The show only lasted one season, mostly due to the success of another popular sketch comedy-inspired show by the name of "30 Rock," which ultimately cost less to produce (via New York Post.) Nevertheless, "Studio 60" earned Paulson a Golden Globe nomination for Best Supporting Actress in Television as well as a Satellite Award nomination for Best Actress in a Television Series Drama. Of the failed show, she told Collider she's still grateful for the experience, saying "But look, at the end of the day, I got to do Aaron Sorkin speak. I got to have his dialogue live in my mouth and come out of it!

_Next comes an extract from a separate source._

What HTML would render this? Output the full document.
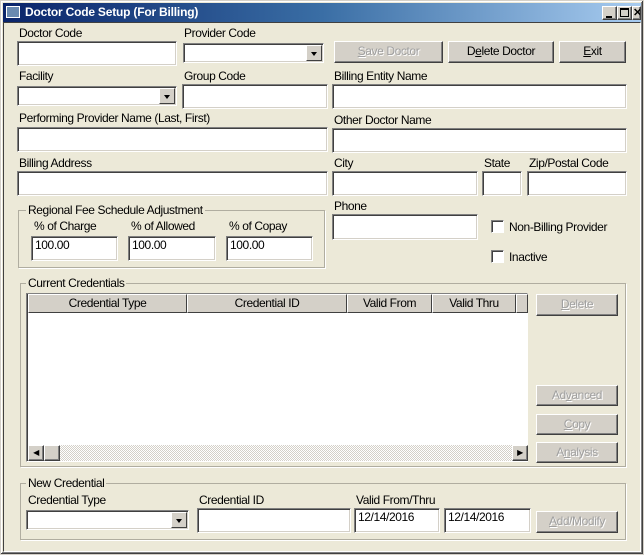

That's something that nobody can take away no matter what, you know?"

Paulson was in several films in the early 2000s

Aside from her several television roles, Sarah Paulson had plenty of movie experience up until landing her starring role on "AHS." One of her first movie roles was in 1998, when she starred alongside Jack Lemmon in a Hallmark film titled "The Long Way Home." She told Interview about her experience working with the iconic actor, saying "It was one of the last movies he did. He was so funny and so dear. He would keep chocolate in his pocket — dark chocolate for him and milk chocolate for me. It was my first time working with someone who I had admired so much, and he was so kind to me. One of the last things he said to me was, 'Don't ever forget how good you are, and don't ever let anyone tell you different.'"

Paulson also appeared in the fantasy drama "Levitation" as Acey Rawlin; several romantic comedies including "The Other Sister" as Heather, "What Women Want" as Annie, and "Down with Love" as Vikki Hiller; and Joss Whedon's space western "Serenity" as Dr. Caron, among tons of other film projects. Her long and successful career comes at no surprise once you see just how hard she's worked to hone her talent.